The Irony Of Gemini Vs. SEC, According To Former Enforcement Chief

In a recent tweet by John Reed Stark, the former Chief of the SEC Office of Internet Enforcement, he highlighted the ongoing dispute between cryptocurrency company Gemini and the Securities and Exchange Commission (SEC). The SEC has accused Gemini of swindling $900 million from 340,000 investors through its EARN product.

However, in an unexpected twist, Gemini is now blaming the SEC for depriving investors of their right to engage in crypto-related activities, likening it to various historical analogies.

Citing Gemini co-founder Cameron Winklevoss’ tweet in which he castigated the SEC for refusing to approve the firm’s application for a Bitcoin ETF, Stark highlighted that ironically SEC’s successful civil enforcement action against Gemini could actually lead to EARN investors getting 100% of their original investment back.

“So if the SEC wins its case against Gemini, disgruntled investors stand a chance to recover some or even all of their original investment,” Stark added.

The tweet by Stark drew attention to the irony of Gemini’s stance, stating that blaming the SEC for investor losses is akin to blaming the Secret Service for not allowing a close look at the President or blaming the FDA for preventing people from drinking cyanide-laced Kool-Aid. The analogy aims to emphasize the absurdity of Gemini’s claims against the SEC.

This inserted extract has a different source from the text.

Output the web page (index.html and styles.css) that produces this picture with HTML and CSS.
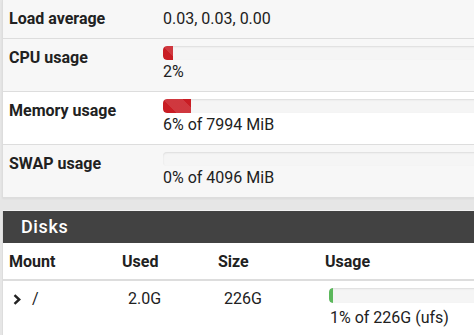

One crucial distinction between the investors who lost money in Gemini’s EARN product and those affected by other crypto-related fallouts like FTX, Celsius, BlockFi, and Voyager, is that Gemini is financially solvent. If the SEC prevails in its case against Gemini or reaches a settlement, disgruntled investors might have a chance to recover some or all of their initial investments.

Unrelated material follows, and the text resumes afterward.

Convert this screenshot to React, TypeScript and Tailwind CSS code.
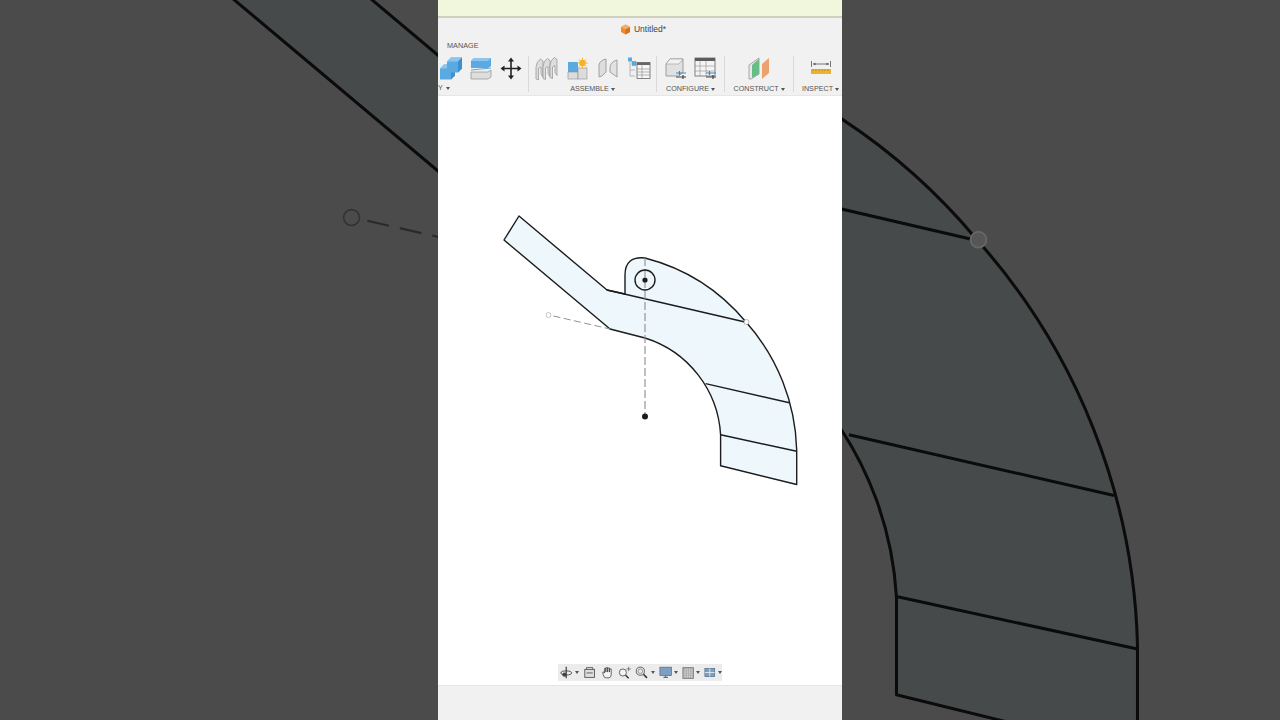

The tweet highlights that in similar cases, the SEC has established distribution plans to reimburse victims through disgorgement and penalties imposed on violators. Notably, the SEC’s victory in a case against Telegram, whom wanted to distribute its own crypto, resulted in the return of $1.2 billion to investors. Given Gemini’s financial standing, there is a possibility of a favorable outcome for EARN investors if the SEC’s case progresses, Stark concluded.

Earlier in January, the SEC charged both Gemini and Digital Currency Group’s subsidiary, Genesis Global Capital, for “the unregistered offer and sale of securities to retail investors through the Gemini EARN crypto asset lending program.”

While Gemini faces strong allegations of selling unregistered securities, the author expresses surprise that the SEC did not charge the company for failing to register as an exchange, broker-dealer, or clearing firm, as it did with other crypto platforms like Beaxy, Bittrex, Binance, and Coinbase. The omission raises questions about potential amendments to the SEC’s complaint against Gemini.

Gemini has sought to dismiss the SEC case, dismissing it as a “manufactured parking ticket” and arguing in a legal brief that the EARN agreement with customers was not a security. However, the tweet cautions against falling victim to Gemini’s posturing and urges investors to view an SEC victory as good news for the devastated EARN investors.

As the SEC’s case against Gemini unfolds, the resolution may take time. Nonetheless, should the SEC emerge victorious, it would bring some relief to EARN investors who have suffered considerable losses.


Information for this briefing was found via the sources mentioned. The author has no securities or affiliations related to this organization. Not a recommendation to buy or sell. Always do additional research and consult a professional before purchasing a security. The author holds no licenses.